Development of this game has paused for an extended period of time.


Mario Starshine, sometimes known under the names Ultimate Mario or Mario Awesome, was an old Mario fangame under development by Draco.

The game was originally developed, as Ultimate Mario, in 2002 in Draco's first topic, and as yet, has never seen an actual demo released.

Ultimate Mario

Ultimate Mario was shown on the ezBoard in 2002 alongside Draco's arrival. It was considered advanced for its time, but presented myriad horrendous errors, such as:

  • Death sequence did not function properly
  • Would kick off of walls while standing on the ground next to them
  • The Shine Get noise playing repeatedly when no Shine was got

After its initial demo, Ultimate Mario's own complexity prevented it from being finished, as The Games Factory could not keep up (also Draco was horrible at organizing code.)

Mario Starshine

Mario Starshine was created from scratch, and not from the doomed Ultimate Mario engine. Although it was superior in many ways, it was eventually halted, due to the lack of programmer's commentary in the engine and The Games Factory's limitations. Before its inevitable descent into the abyss, it had quite a few (stable!) features:

  • Wall-jumping, which unfortunately still held the error of executing while standing next to a wall
  • Able to slide down walls ala Super Mario Sunshine
  • Holding up and pressing Jump would automatically bounce off of any walls touched until landing
  • Small, Super, Metal, and Ninjitsu Mario passably functioned
  • Starman
  • Could bounce off of Toads' heads

Mario Awesome

Mario Awesome was the first incarnation to be developed in Multimedia Fusion.

It was eventually forgotten, because Draco did not know how to specify an exact jump height in pixels and generate a parabola for it (although he can do that now.)

This version contained full basic movement including swimming, as well as the Mushroom, Phantom Mushroom, Metal Mushroom, Fire Flower, and Ninja Robe ... but not the perfect jumping, and thus perfectionist Draco forgot all about it ...

SMSWC

SMSWC's debug level

Super Mario Something-With-Cards was the tentative title for the effective fourth version of the game. Draco finally got the jump parabola thing to work and was very happy.

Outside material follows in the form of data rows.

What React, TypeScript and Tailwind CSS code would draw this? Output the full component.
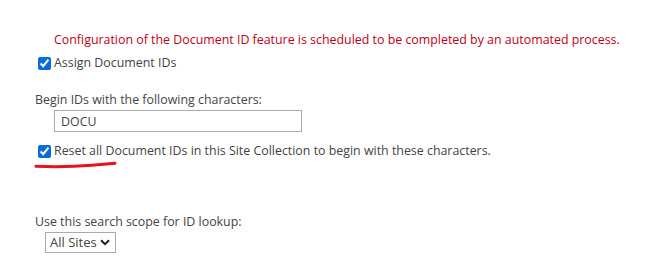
import { useState } from "react"

export default function App() {
  const [assign, setAssign] = useState(true)
  const [reset, setReset] = useState(true)
  const [prefix, setPrefix] = useState("DOCU")

  return (
    <div
      className="h-[280px] w-[649px] bg-white pl-[35px] pt-[31px] text-[12.4px] leading-[18px] text-[#444444]"
      style={{ fontFamily: '"Segoe UI", "Open Sans", "Noto Sans", sans-serif' }}
    >
      {/* Status message */}
      <p className="ml-[19px] text-[#c00018]">
        Configuration of the Document ID feature is scheduled to be completed by an automated process.
      </p>

      <label className="mt-[5px] flex items-center">
        <input
          type="checkbox"
          checked={assign}
          onChange={(e) => setAssign(e.target.checked)}
          className="m-0 ml-[3px] mr-[3px] h-[13px] w-[13px] accent-[#0a6cd8]"
        />
        <span>Assign Document IDs</span>
      </label>

      <div className="mt-[19px]">Begin IDs with the following characters:</div>
      <input
        type="text"
        value={prefix}
        onChange={(e) => setPrefix(e.target.value)}
        className="mt-[1px] ml-[19px] block h-[22px] w-[248px] border border-[#ababab] px-[6px] text-[12.4px] text-[#444444] outline-none"
      />

      <label className="mt-[10px] flex items-center">
        <input
          type="checkbox"
          checked={reset}
          onChange={(e) => setReset(e.target.checked)}
          className="m-0 ml-[3px] mr-[3px] h-[13px] w-[13px] accent-[#0a6cd8]"
        />
        <span>Reset all Document IDs in this Site Collection to begin with these characters.</span>
      </label>

      {/* hand-drawn annotation */}
      <svg width="84" height="10" viewBox="0 0 84 10" className="-mt-[1px] -ml-[1px] block">
        <path
          d="M2 7.2 C 20 8, 40 7.6, 58 6.2 C 68 5.4, 76 4.6, 81 4.2"
          stroke="#e3141b"
          strokeWidth="3"
          fill="none"
          strokeLinecap="round"
        />
      </svg>

      <div className="mt-[44px]">Use this search scope for ID lookup:</div>
      <div className="relative mt-[1px] ml-[10px] w-[71px]">
        <select className="block h-[21px] w-[71px] appearance-none border border-[#ababab] bg-white pl-[4px] text-[13px] leading-[19px] text-[#444444] outline-none">
          <option>All Sites</option>
          <option>This Site</option>
        </select>
        <svg
          width="10"
          height="7"
          viewBox="0 0 10 7"
          className="pointer-events-none absolute right-[6px] top-[7px]"
        >
          <path d="M1 1.2 L5 5.2 L9 1.2" stroke="#222" strokeWidth="2" fill="none" />
        </svg>
      </div>
    </div>
  )
}
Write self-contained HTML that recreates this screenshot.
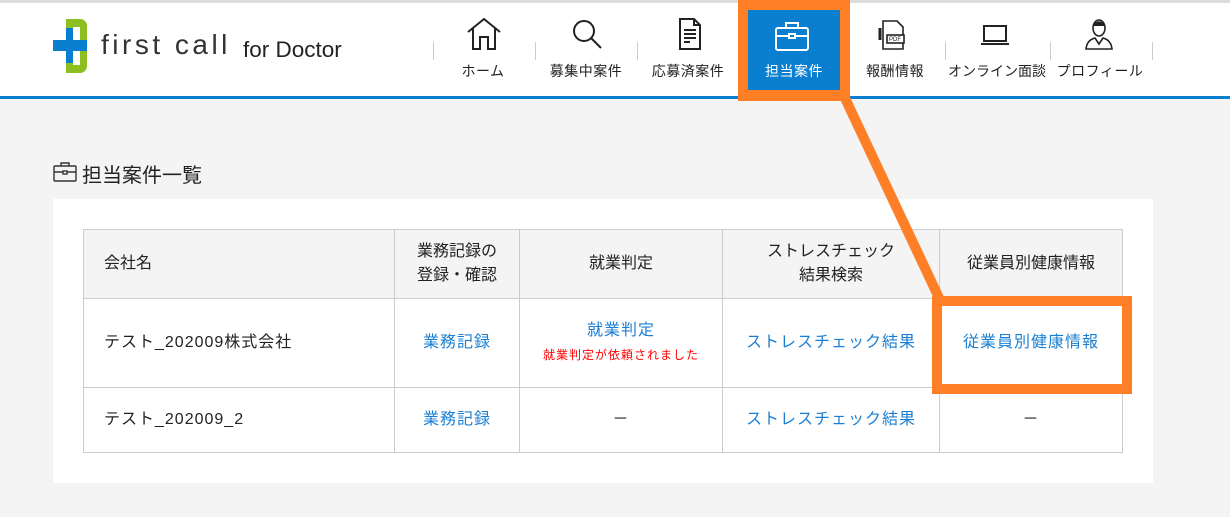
<!DOCTYPE html>
<html><head><meta charset="utf-8"><style>
*{margin:0;padding:0;box-sizing:border-box}
body{width:1230px;height:517px;overflow:hidden;background:#f4f4f4;font-family:"Liberation Sans","Noto Sans CJK JP",sans-serif;color:#222;position:relative}
.abs{position:absolute}
#top{left:0;top:0;width:1230px;height:3px;background:#ddd}
#hdr{left:0;top:3px;width:1230px;height:93px;background:#fff}
#line{left:0;top:96px;width:1230px;height:3px;background:#0a7fd0}
.sep{position:absolute;top:42px;width:1px;height:18px;background:#ccc}
.nav{position:absolute;top:61px;font-size:14px;letter-spacing:0.5px;text-align:center;width:104px;color:#222;white-space:nowrap}
.ic{position:absolute}
table{border-collapse:collapse;position:absolute;left:83px;top:229px;width:1040px;font-size:16px}
td,th{border:1px solid #ccc;text-align:center;font-weight:normal;line-height:24px}
td{letter-spacing:1px}
th{background:#f4f4f4;height:69px}
a{color:#1a7fd4;text-decoration:none}
</style></head><body>
<div class="abs" id="top"></div>
<div class="abs" id="hdr"></div>
<div class="abs" id="line"></div>
<!-- logo -->
<svg class="abs" style="left:52px;top:18px" width="36" height="56" viewBox="0 0 36 56">
<path d="M14 1 H28 a7 7 0 0 1 7 7 V48 a7 7 0 0 1 -7 7 H14 Z" fill="#8cbf1f"/>
<rect x="21" y="9" width="7" height="38" fill="#fff"/>
<rect x="14" y="10" width="7" height="35" fill="#0a7fd0"/>
<rect x="1" y="22" width="34" height="11" fill="#0a7fd0"/>
</svg>
<div class="abs" style="left:101px;top:29px;font-size:28px;letter-spacing:3.5px;color:#333">first call</div>
<div class="abs" style="left:243px;top:37px;font-size:22.5px;color:#222">for Doctor</div>
<!-- nav -->
<div class="sep" style="left:433px"></div><div class="sep" style="left:535px"></div><div class="sep" style="left:637px"></div><div class="sep" style="left:945px"></div><div class="sep" style="left:1050px"></div><div class="sep" style="left:1152px"></div>
<svg class="ic" style="left:466px;top:17px" width="36" height="34" viewBox="0 0 36 34" fill="none" stroke="#222" stroke-width="2"><path d="M2 15 L18 2 L34 15 M7 11 V32 H14 V20 H22 V32 H29 V11"/></svg>
<svg class="ic" style="left:571px;top:18px" width="32" height="32" viewBox="0 0 32 32" fill="none" stroke="#222" stroke-width="2"><circle cx="13" cy="13" r="10"/><path d="M20 20 L30 30"/></svg>
<svg class="ic" style="left:678px;top:18px" width="24" height="32" viewBox="0 0 24 32" fill="none" stroke="#222" stroke-width="2"><path d="M2 1 H16 L22 7 V31 H2 Z M16 1 V7 H22"/><path d="M6 12H18M6 16H18M6 20H18M6 24H12"/></svg>
<div class="nav" style="left:431px">ホーム</div>
<div class="nav" style="left:534px">募集中案件</div>
<div class="nav" style="left:636px">応募済案件</div>
<!-- active -->
<div class="abs" style="left:738px;top:0;width:112px;height:101px;background:#ff7f27"></div>
<div class="abs" style="left:748px;top:10px;width:92px;height:80px;background:#0a7fd0"></div>
<svg class="ic" style="left:774px;top:21px" width="36" height="30" viewBox="0 0 36 30" fill="none" stroke="#fff" stroke-width="2"><rect x="2" y="7" width="32" height="22" rx="2"/><path d="M12 7V2H24V7M2 15H34"/><rect x="15" y="13" width="6" height="4" fill="#0a7fd0"/></svg>
<div class="nav" style="left:742px;color:#fff">担当案件</div>
<svg class="ic" style="left:878px;top:20px" width="28" height="30" viewBox="0 0 28 30" fill="none" stroke="#222" stroke-width="1.6"><path d="M5 1H19L25 7V29H5Z"/><rect x="9" y="15" width="17" height="8" fill="#fff"/><text x="11" y="21" font-size="6" fill="#222" stroke="none">PDF</text><path d="M2 8V20" stroke-width="3"/></svg>
<div class="nav" style="left:843px">報酬情報</div>
<svg class="ic" style="left:980px;top:24px" width="30" height="22" viewBox="0 0 30 22" fill="none" stroke="#222" stroke-width="2"><rect x="4" y="2" width="22" height="15"/><path d="M1 20H29"/></svg>
<div class="nav" style="left:945px;width:104px;letter-spacing:0">オンライン面談</div>
<svg class="ic" style="left:1084px;top:18px" width="30" height="32" viewBox="0 0 30 32" fill="none" stroke="#222" stroke-width="1.6"><ellipse cx="15" cy="10" rx="6" ry="8"/><path d="M9 8 Q15 0 21 8" fill="#222"/><path d="M2 31 Q3 22 11 20 L15 26 L19 20 Q27 22 28 31Z"/></svg>
<div class="nav" style="left:1048px">プロフィール</div>
<!-- title -->
<svg class="abs" style="left:53px;top:162px" width="24" height="20" viewBox="0 0 24 20" fill="none" stroke="#333" stroke-width="1.4"><rect x="1" y="4" width="22" height="15" rx="1"/><path d="M8 4V1H16V4M1 10H23"/><rect x="10" y="9" width="4" height="3" fill="#fff"/></svg>
<div class="abs" style="left:82px;top:159px;font-size:20px;color:#222">担当案件一覧</div>
<div class="abs" style="left:53px;top:199px;width:1100px;height:284px;background:#fff"></div>
<table>
<tr><th style="width:311px;text-align:left;padding-left:20px">会社名</th><th style="width:125px">業務記録の<br>登録・確認</th><th style="width:203px">就業判定</th><th style="width:217px">ストレスチェック<br>結果検索</th><th>従業員別健康情報</th></tr>
<tr style="height:89px"><td style="text-align:left;padding-left:20px">テスト_202009株式会社</td><td><a>業務記録</a></td><td><a>就業判定</a><br><span style="color:#f00;font-size:12px;letter-spacing:1px">就業判定が依頼されました</span></td><td><a>ストレスチェック結果</a></td><td><a>従業員別健康情報</a></td></tr>
<tr style="height:65px"><td style="text-align:left;padding-left:20px">テスト_202009_2</td><td><a>業務記録</a></td><td>－</td><td><a>ストレスチェック結果</a></td><td>－</td></tr>
</table>
<!-- orange annotation -->
<svg class="abs" style="left:0;top:0" width="1230" height="517"><line x1="844" y1="96" x2="940" y2="300" stroke="#ff7f27" stroke-width="10"/><rect x="937" y="301" width="190" height="88" fill="none" stroke="#ff7f27" stroke-width="10"/></svg>
</body></html>
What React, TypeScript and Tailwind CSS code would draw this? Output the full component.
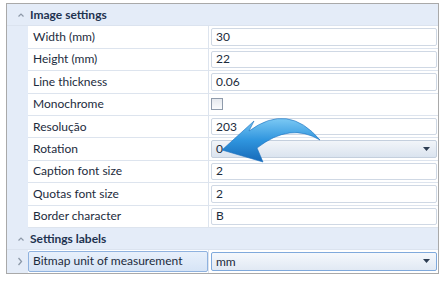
import React from 'react';

type Row = { label: string; value: string; kind?: 'text' | 'check' | 'combo' };

const imageRows: Row[] = [
  { label: 'Width (mm)', value: '30' },
  { label: 'Height (mm)', value: '22' },
  { label: 'Line thickness', value: '0.06' },
  { label: 'Monochrome', value: '', kind: 'check' },
  { label: 'Resolução', value: '203' },
  { label: 'Rotation', value: '0', kind: 'combo' },
  { label: 'Caption font size', value: '2' },
  { label: 'Quotas font size', value: '2' },
  { label: 'Border character', value: 'B' },
];

const ChevronUp = () => (
  <svg width="8" height="6" viewBox="0 0 8 6">
    <path d="M1.5 4.5 L4 2 L6.5 4.5" fill="none" stroke="#8d99a8" strokeWidth="1.2" />
  </svg>
);

const ChevronRight = () => (
  <svg width="6" height="9" viewBox="0 0 6 9">
    <path d="M1.5 1 L4.5 4.5 L1.5 8" fill="none" stroke="#8d99a8" strokeWidth="1.3" />
  </svg>
);

const DropArrow = () => (
  <svg width="7" height="4" viewBox="0 0 7 4">
    <path d="M0 0 H7 L3.5 4 Z" fill="#2d3d52" />
  </svg>
);

const SectionHeader = ({ title }: { title: string }) => (
  <div className="h-[22.4px] flex items-center border-b border-[#dbe3ef]">
    <div className="w-[21px] flex justify-center pl-[6px]">
      <ChevronUp />
    </div>
    <span className="pl-[2px] font-bold text-[#1e3350]">{title}</span>
  </div>
);

const ValueCell = ({ row }: { row: Row }) => {
  if (row.kind === 'check') {
    return (
      <div className="h-full flex items-center pl-[2px]">
        <div className="w-[12px] h-[12px] border border-[#8f9bab] bg-gradient-to-b from-[#e6e9ee] to-[#fafbfc]" />
      </div>
    );
  }
  if (row.kind === 'combo') {
    return (
      <div className="h-full py-[2px] pl-[2px] pr-[1px]">
        <div className="h-full flex items-center justify-between pl-[4px] pr-[6px] border border-[#c4cfdd] rounded-[2px] bg-gradient-to-b from-[#f2f5f9] to-[#dbe4ef]">
          <span>{row.value}</span>
          <DropArrow />
        </div>
      </div>
    );
  }
  return (
    <div className="h-full py-[2px] pl-[2px] pr-[1px]">
      <div className="h-full flex items-center pl-[4px] border border-[#cfd8e4] rounded-[2px] bg-white">
        {row.value}
      </div>
    </div>
  );
};

const PropRow = ({ row }: { row: Row }) => (
  <div className="h-[22.4px] flex">
    <div className="w-[21px]" />
    <div className="w-[181px] flex items-center pl-[5px] bg-white border-b border-r border-[#dde4ee]">
      {row.label}
    </div>
    <div className="flex-1 bg-white border-b border-[#dde4ee]">
      <ValueCell row={row} />
    </div>
  </div>
);

const Arrow = () => (
  <svg className="absolute left-0 top-0 pointer-events-none" width="447" height="282" viewBox="0 0 447 282">
    <defs>
      <linearGradient id="ag" x1="0" y1="0" x2="0" y2="1">
        <stop offset="0" stopColor="#7cc9f4" />
        <stop offset="0.5" stopColor="#2f95de" />
        <stop offset="1" stopColor="#1669b8" />
      </linearGradient>
    </defs>
    <path
      d="M222 150 L254 121 L249 131 Q288 102 320 140 Q290 122 257 148 L263 162 Z"
      fill="url(#ag)"
      stroke="#1a6fbd"
      strokeWidth="0.6"
    />
  </svg>
);

export default function App() {
  return (
    <div className="relative w-[447px] h-[282px] bg-white pt-[3px] pl-[6px] text-[12px] text-[#1c2b3d] font-['Lato',sans-serif]">
      <div className="w-[433px] h-[271px] border border-[#a9a9a9] bg-[#e4ecf8] flex flex-col overflow-hidden">
        <SectionHeader title="Image settings" />
        {imageRows.map((r) => (
          <PropRow key={r.label} row={r} />
        ))}
        <SectionHeader title="Settings labels" />
        <div className="h-[22.4px] flex">
          <div className="w-[21px] flex items-center justify-center pl-[4px]">
            <ChevronRight />
          </div>
          <div className="w-[181px] py-[1px] bg-white border-r border-[#dde4ee]">
            <div className="h-full flex items-center pl-[4px] border border-[#8fb2df] rounded-[2px] bg-gradient-to-b from-[#e8f0fb] to-[#d6e4f6]">
              Bitmap unit of measurement
            </div>
          </div>
          <div className="flex-1 bg-white py-[2px] pl-[2px] pr-[1px]">
            <div className="h-full flex items-center justify-between pl-[4px] pr-[6px] border border-[#7fa9dc] rounded-[2px] bg-gradient-to-b from-[#f5f8fc] to-[#e1e9f4]">
              <span>mm</span>
              <DropArrow />
            </div>
          </div>
        </div>
      </div>
      <Arrow />
    </div>
  );
}
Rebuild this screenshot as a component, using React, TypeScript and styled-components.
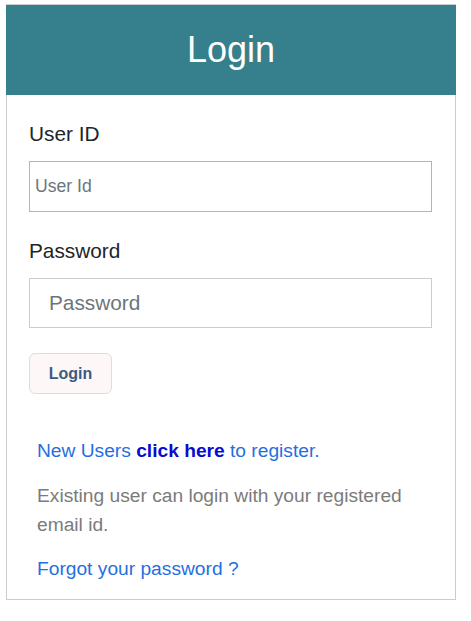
import React from 'react';
import styled, { createGlobalStyle } from 'styled-components';

const GlobalStyle = createGlobalStyle`
  body {
    margin: 0;
    background: #ffffff;
    font-family: 'Liberation Sans', Arial, sans-serif;
  }
`;

const Page = styled.div`
  padding: 4px 15px 0 6px;
`;

const Card = styled.div`
  width: 450px;
  box-sizing: border-box;
  border: 1px solid #cccccc;
  background: #ffffff;
`;

const Header = styled.div`
  height: 90px;
  margin: 0 -1px;
  background: #367f8c;
  color: #ffffff;
  font-size: 36px;
  display: flex;
  align-items: center;
  justify-content: center;
`;

const Body = styled.div`
  display: flex;
  flex-direction: column;
  padding: 26px 23px 16px 22px;
`;

const Label = styled.label<{ $top?: number }>`
  font-size: 20.8px;
  line-height: 25px;
  color: #212529;
  margin-top: ${(p) => p.$top ?? 0}px;
`;

const Input = styled.input<{ $small?: boolean; $dark?: boolean }>`
  box-sizing: border-box;
  width: 100%;
  height: ${(p) => (p.$small ? 51 : 50)}px;
  margin-top: 15px;
  border: 1px solid ${(p) => (p.$dark ? '#b4b4b4' : '#cccccc')};
  border-radius: 0;
  padding: 0 0 0 ${(p) => (p.$small ? 5 : 19)}px;
  font-family: 'Liberation Sans', Arial, sans-serif;
  font-size: ${(p) => (p.$small ? 17.6 : 20.8)}px;
  color: #333333;
  outline: none;
  &::placeholder {
    color: #6c757d;
  }
`;

const Button = styled.button`
  align-self: flex-start;
  width: 83px;
  height: 41px;
  margin-top: 25px;
  background: #fdf8f7;
  border: 1px solid #dddddd;
  border-radius: 6px;
  font-family: 'Liberation Sans', Arial, sans-serif;
  font-weight: bold;
  font-size: 16px;
  color: #3b5a85;
`;

const Note = styled.p<{ $top: number; $muted?: boolean }>`
  margin: ${(p) => p.$top}px 0 0 8px;
  font-size: 19.2px;
  line-height: 29px;
  color: ${(p) => (p.$muted ? '#7b7b7b' : '#1f6fe0')};
`;

const Strong = styled.a`
  font-weight: bold;
  color: #0a0ad0;
  text-decoration: none;
`;

export default function App() {
  return (
    <Page>
      <GlobalStyle />
      <Card>
        <Header>Login</Header>
        <Body>
          <Label>User ID</Label>
          <Input $small $dark placeholder="User Id" />
          <Label $top={26}>Password</Label>
          <Input type="password" placeholder="Password" />
          <Button>Login</Button>
          <Note $top={42}>
            New Users <Strong href="#">click here</Strong> to register.
          </Note>
          <Note $top={16} $muted>
            Existing user can login with your registered email id.
          </Note>
          <Note $top={15}>Forgot your password ?</Note>
        </Body>
      </Card>
    </Page>
  );
}
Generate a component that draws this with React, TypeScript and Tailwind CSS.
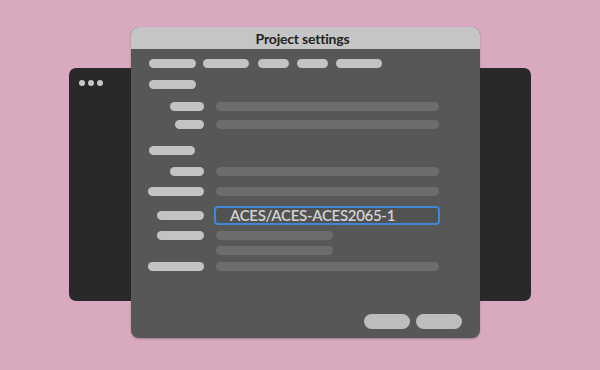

However, he tried to do something ambitious again, involving very complicated ways to code enemies so that one object could be placed, have a sprite put on it, and it would immediately become that individual enemy and act properly without any further modification. Although the enemies behaved properly, their sprites did not link properly, leading to frustration; this may be alleviated with XLua (although Lua is never known to "alleviate" anything.)

This game contained Ninjitsu Mario again with his usual abilities, but Mario does not have a Normal and Super form. This is the first version of the engine to exclude it.